▶ **Problem statement**:
List all lines in the material below that contain "React".

..........

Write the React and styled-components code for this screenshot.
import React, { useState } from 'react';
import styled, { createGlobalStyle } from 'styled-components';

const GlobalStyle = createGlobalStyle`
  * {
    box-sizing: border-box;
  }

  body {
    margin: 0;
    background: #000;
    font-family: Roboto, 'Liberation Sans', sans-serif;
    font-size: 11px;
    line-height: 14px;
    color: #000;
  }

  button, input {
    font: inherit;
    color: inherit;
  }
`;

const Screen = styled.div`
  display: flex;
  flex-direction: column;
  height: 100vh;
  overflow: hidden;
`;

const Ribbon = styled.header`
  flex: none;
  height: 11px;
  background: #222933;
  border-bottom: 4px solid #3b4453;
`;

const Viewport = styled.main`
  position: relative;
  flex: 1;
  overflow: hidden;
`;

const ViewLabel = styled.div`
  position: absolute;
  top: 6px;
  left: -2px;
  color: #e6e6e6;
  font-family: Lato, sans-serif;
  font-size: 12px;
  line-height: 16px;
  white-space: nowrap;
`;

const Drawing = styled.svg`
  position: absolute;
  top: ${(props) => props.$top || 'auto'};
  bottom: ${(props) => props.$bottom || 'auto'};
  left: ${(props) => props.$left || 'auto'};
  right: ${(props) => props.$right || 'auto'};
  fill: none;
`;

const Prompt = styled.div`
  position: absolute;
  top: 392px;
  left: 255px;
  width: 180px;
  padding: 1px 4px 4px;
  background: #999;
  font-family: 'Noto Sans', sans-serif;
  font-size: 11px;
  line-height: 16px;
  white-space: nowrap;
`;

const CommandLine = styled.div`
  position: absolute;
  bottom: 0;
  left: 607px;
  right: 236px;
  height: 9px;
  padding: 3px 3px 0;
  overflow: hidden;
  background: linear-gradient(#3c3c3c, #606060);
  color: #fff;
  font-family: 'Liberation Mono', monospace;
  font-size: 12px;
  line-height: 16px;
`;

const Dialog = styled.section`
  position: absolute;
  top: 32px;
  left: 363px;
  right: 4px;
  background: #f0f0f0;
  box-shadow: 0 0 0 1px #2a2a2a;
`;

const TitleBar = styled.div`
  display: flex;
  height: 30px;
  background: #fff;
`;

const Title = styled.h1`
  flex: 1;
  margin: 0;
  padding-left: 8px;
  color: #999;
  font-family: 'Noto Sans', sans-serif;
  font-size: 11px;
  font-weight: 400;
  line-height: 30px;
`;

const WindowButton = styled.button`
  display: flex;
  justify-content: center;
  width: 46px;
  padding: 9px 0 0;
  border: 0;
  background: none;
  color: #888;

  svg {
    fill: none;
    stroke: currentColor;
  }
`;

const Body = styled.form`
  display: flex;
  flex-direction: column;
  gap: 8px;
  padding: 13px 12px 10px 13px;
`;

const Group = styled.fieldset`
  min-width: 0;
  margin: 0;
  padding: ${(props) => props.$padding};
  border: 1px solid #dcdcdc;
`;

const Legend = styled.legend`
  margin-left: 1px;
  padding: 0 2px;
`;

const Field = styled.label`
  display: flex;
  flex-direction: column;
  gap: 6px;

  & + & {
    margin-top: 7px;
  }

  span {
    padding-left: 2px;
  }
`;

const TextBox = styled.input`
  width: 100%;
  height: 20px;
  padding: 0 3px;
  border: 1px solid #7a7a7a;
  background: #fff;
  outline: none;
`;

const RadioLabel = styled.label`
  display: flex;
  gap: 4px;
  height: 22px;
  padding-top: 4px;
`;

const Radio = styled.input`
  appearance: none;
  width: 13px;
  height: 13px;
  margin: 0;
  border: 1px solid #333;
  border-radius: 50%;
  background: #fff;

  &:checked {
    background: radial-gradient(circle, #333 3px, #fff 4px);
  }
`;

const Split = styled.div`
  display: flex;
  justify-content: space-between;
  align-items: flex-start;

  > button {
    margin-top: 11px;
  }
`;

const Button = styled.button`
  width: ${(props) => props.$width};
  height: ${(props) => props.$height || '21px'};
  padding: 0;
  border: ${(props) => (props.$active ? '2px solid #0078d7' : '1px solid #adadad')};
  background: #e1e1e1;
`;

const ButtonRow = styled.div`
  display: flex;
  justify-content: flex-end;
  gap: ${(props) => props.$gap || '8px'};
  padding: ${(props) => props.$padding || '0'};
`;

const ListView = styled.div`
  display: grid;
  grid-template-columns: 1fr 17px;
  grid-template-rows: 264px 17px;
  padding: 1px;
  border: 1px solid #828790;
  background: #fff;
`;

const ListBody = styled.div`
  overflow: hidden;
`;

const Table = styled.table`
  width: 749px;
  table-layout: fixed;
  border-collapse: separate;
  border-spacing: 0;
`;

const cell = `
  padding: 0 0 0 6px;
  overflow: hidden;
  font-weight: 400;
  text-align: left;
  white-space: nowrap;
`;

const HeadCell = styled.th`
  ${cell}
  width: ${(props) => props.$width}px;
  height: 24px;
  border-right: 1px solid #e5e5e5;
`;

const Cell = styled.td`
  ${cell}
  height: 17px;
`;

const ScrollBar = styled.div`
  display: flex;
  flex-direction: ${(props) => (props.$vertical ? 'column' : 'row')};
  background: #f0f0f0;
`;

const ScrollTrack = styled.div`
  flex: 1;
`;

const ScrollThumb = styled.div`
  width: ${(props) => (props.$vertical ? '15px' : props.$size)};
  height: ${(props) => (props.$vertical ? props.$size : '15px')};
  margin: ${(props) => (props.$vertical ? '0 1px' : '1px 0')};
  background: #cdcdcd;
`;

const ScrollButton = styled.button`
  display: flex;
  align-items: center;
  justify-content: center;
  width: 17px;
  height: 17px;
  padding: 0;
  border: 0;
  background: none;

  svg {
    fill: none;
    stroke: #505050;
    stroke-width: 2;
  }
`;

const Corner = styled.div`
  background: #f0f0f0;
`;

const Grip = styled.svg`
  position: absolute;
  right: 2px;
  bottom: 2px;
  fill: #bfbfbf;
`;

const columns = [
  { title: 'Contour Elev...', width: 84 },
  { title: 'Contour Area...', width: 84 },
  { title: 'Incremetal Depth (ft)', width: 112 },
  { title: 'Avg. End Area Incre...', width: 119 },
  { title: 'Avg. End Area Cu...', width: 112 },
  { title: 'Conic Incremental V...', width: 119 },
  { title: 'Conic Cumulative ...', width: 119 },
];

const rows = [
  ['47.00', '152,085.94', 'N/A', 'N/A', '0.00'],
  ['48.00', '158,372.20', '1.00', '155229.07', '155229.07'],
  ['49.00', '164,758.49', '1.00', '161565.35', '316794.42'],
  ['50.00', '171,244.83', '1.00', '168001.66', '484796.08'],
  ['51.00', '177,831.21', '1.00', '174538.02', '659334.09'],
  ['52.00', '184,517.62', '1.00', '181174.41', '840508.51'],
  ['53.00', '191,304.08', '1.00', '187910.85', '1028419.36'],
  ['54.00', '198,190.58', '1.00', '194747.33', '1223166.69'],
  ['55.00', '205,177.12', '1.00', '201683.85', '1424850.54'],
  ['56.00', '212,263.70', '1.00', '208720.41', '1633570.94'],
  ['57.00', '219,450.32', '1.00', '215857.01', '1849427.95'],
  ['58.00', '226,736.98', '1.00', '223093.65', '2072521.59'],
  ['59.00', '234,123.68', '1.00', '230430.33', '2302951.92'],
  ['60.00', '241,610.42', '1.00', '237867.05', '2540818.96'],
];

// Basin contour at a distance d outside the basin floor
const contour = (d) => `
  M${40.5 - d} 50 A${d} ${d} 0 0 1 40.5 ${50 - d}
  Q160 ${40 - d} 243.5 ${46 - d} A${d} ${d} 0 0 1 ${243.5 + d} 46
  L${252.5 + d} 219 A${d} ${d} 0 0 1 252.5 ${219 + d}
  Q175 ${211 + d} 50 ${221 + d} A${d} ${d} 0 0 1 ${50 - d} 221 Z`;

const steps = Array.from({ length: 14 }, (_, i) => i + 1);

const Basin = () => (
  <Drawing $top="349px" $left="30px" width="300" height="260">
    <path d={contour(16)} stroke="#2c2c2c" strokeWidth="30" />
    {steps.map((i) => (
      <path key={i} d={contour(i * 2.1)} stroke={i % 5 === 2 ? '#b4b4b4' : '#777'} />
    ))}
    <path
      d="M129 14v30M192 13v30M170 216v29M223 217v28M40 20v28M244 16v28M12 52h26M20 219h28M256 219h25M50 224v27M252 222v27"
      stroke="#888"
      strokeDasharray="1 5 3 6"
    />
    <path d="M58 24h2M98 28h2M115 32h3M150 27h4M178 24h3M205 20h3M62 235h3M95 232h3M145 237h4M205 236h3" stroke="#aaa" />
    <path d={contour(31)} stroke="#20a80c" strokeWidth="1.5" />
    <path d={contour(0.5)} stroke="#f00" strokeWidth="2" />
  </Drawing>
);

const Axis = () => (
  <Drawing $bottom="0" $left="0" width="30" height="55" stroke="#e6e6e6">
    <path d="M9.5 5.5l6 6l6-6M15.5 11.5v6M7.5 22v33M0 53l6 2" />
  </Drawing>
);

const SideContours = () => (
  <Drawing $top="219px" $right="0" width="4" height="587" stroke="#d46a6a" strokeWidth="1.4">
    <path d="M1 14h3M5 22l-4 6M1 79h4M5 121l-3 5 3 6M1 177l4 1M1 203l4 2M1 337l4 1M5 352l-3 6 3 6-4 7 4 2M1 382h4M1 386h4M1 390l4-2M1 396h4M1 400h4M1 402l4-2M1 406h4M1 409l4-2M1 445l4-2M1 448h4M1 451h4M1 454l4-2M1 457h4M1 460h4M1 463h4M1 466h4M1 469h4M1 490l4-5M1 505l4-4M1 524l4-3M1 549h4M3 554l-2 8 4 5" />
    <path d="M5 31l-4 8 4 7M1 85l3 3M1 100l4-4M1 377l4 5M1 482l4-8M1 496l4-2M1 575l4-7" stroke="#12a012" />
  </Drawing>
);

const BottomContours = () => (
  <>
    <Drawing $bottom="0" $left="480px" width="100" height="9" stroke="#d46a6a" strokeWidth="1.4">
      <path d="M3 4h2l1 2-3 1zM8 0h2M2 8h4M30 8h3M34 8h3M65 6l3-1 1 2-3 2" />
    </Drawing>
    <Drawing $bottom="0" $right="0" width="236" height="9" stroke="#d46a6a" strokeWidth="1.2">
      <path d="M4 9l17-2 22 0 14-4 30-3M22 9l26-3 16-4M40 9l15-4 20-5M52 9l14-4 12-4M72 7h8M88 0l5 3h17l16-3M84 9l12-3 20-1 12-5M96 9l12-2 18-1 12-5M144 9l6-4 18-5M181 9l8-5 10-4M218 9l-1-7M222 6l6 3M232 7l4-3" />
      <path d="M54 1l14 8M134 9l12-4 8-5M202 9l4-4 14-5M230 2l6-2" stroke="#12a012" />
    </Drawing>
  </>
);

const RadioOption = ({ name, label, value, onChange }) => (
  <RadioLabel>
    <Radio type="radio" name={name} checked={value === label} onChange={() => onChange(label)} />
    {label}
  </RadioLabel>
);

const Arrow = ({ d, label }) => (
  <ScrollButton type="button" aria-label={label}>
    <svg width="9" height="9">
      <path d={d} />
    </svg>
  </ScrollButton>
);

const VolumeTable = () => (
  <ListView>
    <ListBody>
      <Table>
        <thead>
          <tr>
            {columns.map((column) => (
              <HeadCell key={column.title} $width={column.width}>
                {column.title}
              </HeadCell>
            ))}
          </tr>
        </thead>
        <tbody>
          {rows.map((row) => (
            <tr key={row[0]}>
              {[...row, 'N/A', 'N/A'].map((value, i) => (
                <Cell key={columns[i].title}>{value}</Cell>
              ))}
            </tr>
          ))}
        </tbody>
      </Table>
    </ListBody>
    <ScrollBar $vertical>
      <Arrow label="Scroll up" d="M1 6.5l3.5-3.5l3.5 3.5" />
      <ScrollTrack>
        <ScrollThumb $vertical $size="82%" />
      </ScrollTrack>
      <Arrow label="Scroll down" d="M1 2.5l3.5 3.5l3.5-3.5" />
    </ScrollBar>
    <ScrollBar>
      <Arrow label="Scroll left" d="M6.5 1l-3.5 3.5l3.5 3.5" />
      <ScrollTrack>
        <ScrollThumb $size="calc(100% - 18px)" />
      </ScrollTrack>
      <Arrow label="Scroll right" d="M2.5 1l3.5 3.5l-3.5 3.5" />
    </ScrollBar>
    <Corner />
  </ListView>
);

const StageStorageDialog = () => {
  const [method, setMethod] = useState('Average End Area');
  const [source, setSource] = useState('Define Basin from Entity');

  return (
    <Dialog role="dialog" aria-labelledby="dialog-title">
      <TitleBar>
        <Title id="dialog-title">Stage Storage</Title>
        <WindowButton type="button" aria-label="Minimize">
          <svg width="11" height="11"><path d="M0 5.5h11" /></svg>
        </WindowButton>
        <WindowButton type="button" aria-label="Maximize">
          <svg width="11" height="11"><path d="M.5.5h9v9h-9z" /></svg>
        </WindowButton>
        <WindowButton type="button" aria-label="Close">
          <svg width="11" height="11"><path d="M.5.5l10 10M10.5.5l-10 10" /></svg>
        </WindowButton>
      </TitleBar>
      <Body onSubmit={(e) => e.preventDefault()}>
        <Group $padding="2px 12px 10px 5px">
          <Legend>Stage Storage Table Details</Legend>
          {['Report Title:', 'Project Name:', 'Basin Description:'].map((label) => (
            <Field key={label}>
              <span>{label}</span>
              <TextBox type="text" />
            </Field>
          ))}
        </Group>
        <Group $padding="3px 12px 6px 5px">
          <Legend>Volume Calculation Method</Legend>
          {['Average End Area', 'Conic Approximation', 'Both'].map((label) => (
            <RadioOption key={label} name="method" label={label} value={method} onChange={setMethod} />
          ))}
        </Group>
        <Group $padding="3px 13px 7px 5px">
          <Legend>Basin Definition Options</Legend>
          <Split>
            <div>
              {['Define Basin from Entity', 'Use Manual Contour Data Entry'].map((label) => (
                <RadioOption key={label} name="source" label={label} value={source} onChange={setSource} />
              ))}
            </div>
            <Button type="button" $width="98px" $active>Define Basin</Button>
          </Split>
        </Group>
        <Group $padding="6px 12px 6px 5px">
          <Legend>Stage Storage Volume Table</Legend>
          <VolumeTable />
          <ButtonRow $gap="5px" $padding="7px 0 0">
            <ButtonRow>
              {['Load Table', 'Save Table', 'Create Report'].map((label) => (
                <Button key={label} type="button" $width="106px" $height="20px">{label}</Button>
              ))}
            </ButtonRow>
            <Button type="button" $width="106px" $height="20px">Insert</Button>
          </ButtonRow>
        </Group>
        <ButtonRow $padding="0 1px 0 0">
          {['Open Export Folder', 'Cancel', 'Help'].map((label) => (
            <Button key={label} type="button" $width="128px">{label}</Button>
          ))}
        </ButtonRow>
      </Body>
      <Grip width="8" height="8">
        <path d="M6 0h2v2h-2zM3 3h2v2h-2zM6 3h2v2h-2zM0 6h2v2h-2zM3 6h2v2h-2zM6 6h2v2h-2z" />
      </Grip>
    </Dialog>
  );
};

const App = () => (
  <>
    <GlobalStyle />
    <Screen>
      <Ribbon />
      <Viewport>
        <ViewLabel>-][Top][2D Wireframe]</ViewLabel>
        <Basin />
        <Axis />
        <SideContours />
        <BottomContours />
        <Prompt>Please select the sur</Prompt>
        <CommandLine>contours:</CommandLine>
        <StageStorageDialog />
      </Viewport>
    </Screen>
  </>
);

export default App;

..........

▶ **Response to this exercise**:
Write the React and styled-components code for this screenshot.
import React, { useState } from 'react';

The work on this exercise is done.